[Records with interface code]
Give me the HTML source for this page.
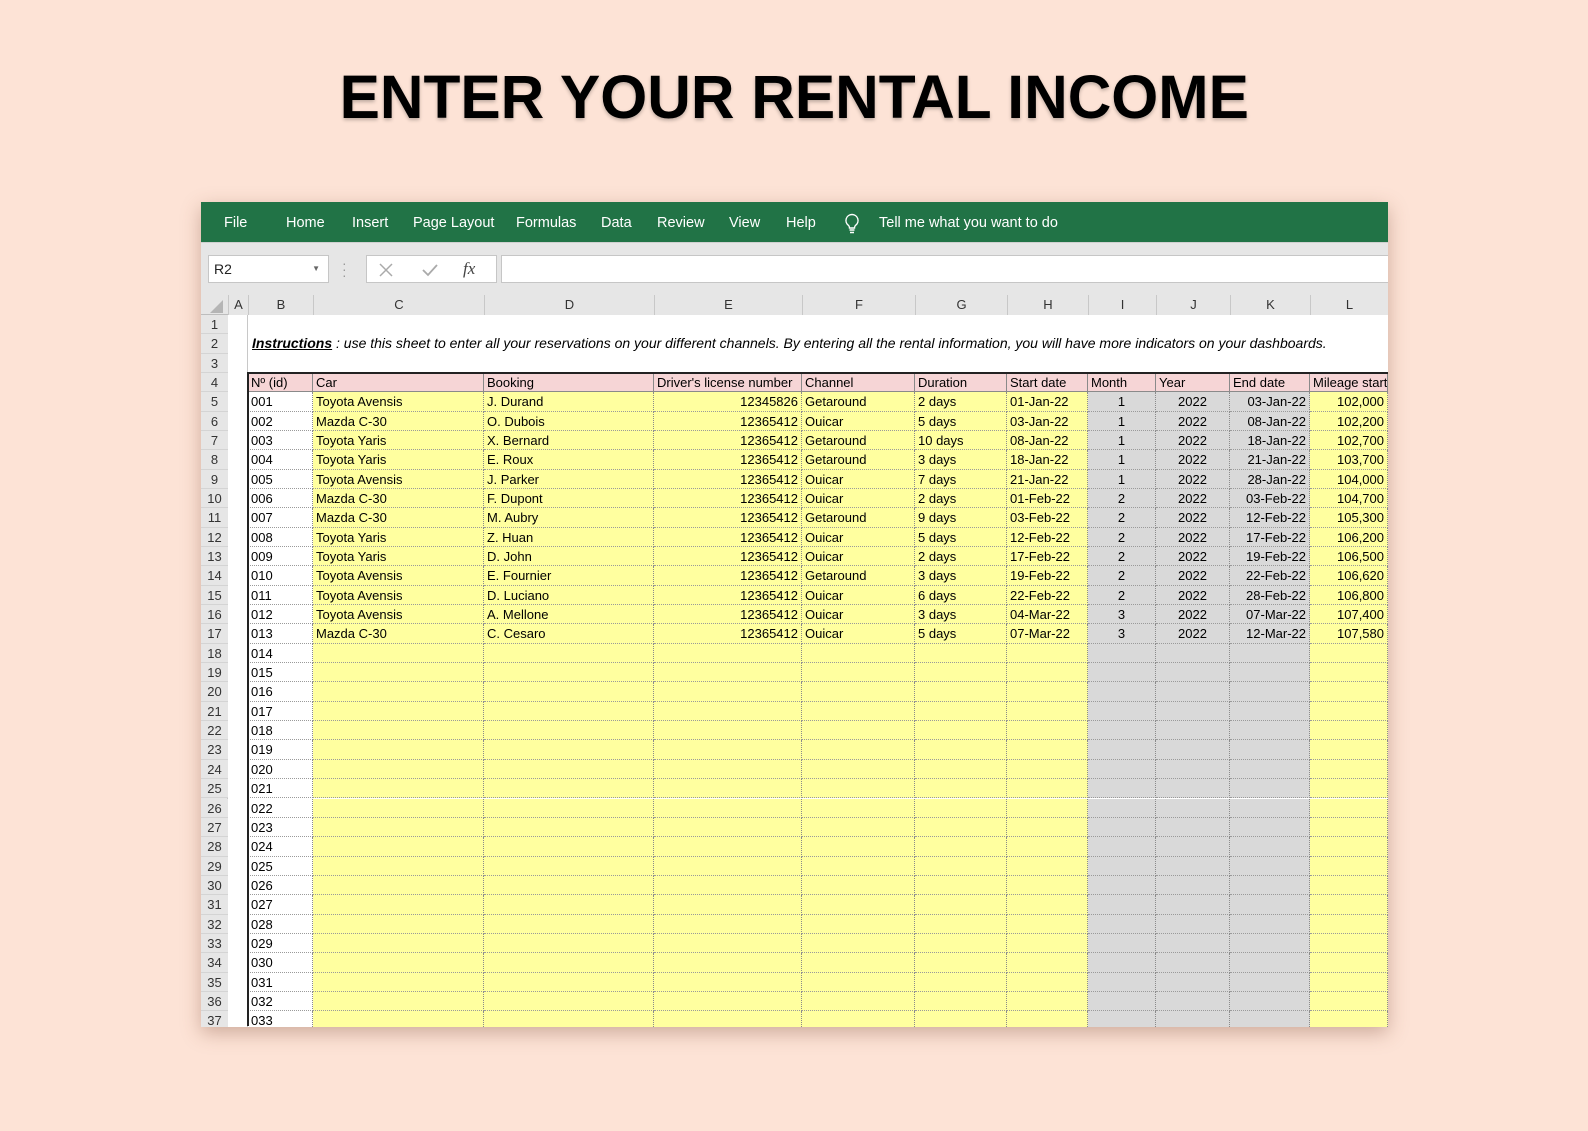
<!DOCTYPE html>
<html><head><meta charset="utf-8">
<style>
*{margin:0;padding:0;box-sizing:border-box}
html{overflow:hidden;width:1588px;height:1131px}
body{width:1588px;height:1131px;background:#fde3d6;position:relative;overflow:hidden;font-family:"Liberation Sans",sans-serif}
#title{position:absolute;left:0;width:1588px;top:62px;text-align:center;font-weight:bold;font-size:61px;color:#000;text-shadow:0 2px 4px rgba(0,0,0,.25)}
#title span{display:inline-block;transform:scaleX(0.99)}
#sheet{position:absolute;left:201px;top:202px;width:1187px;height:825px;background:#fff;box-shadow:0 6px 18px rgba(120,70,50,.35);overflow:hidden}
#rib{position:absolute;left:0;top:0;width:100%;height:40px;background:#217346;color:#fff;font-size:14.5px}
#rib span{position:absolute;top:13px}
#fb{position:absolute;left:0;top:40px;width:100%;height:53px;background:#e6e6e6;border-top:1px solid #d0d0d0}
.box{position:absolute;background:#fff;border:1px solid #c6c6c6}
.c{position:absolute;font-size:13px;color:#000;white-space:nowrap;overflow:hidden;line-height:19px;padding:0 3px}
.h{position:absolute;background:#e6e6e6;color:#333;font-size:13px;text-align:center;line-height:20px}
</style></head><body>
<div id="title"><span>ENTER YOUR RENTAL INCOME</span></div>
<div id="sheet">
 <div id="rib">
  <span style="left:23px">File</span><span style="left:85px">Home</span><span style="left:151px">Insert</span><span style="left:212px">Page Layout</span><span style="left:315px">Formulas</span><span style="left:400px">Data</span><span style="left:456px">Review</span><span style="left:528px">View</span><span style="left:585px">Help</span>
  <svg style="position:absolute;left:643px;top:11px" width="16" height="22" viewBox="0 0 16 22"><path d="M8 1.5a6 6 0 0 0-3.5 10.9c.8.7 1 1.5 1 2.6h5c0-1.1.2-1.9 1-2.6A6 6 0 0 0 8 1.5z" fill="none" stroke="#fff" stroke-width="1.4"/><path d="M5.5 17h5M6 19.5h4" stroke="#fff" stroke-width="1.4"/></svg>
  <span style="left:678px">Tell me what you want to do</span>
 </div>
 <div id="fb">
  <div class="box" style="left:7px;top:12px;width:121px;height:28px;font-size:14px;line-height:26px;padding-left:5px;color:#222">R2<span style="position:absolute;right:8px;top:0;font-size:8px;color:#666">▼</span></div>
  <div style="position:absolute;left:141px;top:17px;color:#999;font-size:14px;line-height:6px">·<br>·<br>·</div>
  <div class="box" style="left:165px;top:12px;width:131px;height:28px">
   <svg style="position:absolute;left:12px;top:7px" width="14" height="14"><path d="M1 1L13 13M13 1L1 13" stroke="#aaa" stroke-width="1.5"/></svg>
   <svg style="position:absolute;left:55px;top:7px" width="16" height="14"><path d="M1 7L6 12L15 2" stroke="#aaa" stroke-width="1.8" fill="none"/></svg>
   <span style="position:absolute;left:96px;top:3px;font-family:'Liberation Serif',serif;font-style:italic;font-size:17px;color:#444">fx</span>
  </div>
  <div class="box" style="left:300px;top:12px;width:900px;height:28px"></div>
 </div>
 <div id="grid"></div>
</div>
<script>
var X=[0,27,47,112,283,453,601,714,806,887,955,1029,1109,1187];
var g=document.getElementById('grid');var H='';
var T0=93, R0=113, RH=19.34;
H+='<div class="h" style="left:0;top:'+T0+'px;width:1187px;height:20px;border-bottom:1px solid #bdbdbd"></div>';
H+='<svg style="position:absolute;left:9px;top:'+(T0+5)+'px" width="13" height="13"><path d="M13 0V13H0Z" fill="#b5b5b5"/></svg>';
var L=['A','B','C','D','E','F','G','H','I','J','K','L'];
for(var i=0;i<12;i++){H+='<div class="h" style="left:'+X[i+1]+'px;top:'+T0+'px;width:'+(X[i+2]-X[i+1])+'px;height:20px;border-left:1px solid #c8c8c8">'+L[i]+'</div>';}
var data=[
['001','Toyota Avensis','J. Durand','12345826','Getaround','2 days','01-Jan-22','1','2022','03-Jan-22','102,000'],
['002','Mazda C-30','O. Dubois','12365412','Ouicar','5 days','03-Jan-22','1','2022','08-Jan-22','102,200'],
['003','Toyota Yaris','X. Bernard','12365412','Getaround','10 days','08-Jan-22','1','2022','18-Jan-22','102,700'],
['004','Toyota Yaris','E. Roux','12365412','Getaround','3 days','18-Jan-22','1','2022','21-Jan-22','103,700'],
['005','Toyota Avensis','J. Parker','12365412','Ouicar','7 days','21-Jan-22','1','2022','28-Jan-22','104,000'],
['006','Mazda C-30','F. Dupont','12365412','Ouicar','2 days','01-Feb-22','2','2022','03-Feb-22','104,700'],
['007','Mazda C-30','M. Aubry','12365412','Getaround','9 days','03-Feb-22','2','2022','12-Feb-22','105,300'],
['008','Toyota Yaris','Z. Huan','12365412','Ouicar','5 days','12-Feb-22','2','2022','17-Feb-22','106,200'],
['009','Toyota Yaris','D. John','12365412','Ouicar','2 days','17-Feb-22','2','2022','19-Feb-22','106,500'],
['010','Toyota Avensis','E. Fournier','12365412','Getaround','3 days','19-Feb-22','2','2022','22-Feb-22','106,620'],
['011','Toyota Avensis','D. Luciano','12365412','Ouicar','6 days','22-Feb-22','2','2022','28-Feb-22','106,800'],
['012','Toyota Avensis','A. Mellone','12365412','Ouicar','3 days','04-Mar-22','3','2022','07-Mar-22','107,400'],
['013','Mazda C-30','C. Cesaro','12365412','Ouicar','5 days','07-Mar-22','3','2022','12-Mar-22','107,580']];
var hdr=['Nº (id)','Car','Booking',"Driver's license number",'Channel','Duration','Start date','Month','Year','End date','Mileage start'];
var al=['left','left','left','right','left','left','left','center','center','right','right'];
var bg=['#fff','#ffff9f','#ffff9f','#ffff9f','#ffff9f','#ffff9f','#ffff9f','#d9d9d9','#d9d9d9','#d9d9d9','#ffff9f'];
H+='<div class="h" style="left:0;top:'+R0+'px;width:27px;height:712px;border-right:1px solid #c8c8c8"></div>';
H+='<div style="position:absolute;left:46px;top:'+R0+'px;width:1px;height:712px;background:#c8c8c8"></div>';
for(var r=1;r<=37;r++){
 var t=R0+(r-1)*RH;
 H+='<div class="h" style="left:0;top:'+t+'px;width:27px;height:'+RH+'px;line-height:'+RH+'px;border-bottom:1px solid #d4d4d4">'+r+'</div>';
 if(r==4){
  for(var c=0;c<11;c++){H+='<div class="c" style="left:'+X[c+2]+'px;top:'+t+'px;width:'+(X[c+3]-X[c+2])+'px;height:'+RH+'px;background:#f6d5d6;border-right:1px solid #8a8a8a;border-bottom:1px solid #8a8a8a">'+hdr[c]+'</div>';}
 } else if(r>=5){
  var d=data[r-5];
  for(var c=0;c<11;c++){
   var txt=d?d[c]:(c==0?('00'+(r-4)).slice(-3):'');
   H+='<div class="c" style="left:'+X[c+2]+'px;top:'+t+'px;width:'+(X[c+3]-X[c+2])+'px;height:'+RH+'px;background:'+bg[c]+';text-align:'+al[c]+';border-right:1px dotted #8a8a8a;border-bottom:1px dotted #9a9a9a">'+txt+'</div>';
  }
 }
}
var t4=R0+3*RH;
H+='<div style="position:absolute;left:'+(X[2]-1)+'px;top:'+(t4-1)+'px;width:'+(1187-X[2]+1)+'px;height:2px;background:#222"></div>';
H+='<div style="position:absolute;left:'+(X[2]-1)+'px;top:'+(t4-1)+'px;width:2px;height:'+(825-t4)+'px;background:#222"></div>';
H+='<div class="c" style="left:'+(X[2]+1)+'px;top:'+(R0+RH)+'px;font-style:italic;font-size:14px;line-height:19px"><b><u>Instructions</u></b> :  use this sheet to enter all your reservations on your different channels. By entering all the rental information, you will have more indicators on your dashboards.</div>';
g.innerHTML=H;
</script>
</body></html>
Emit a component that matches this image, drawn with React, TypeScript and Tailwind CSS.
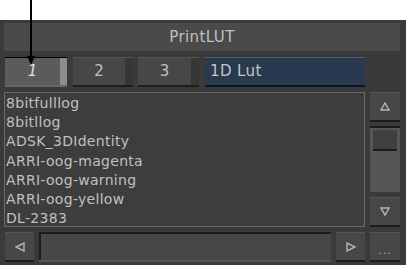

WHAT YOU ARE ASKED TO DO:
From the listing above, copy all lines holding the word "this".

EXERCISE ANSWER:
Give me the HTML source for this page.
H+='<div class="c" style="left:'+(X[2]+1)+'px;top:'+(R0+RH)+'px;font-style:italic;font-size:14px;line-height:19px"><b><u>Instructions</u></b> :  use this sheet to enter all your reservations on your different channels. By entering all the rental information, you will have more indicators on your dashboards.</div>';
Emit a component that matches this image, drawn with React, TypeScript and Tailwind CSS.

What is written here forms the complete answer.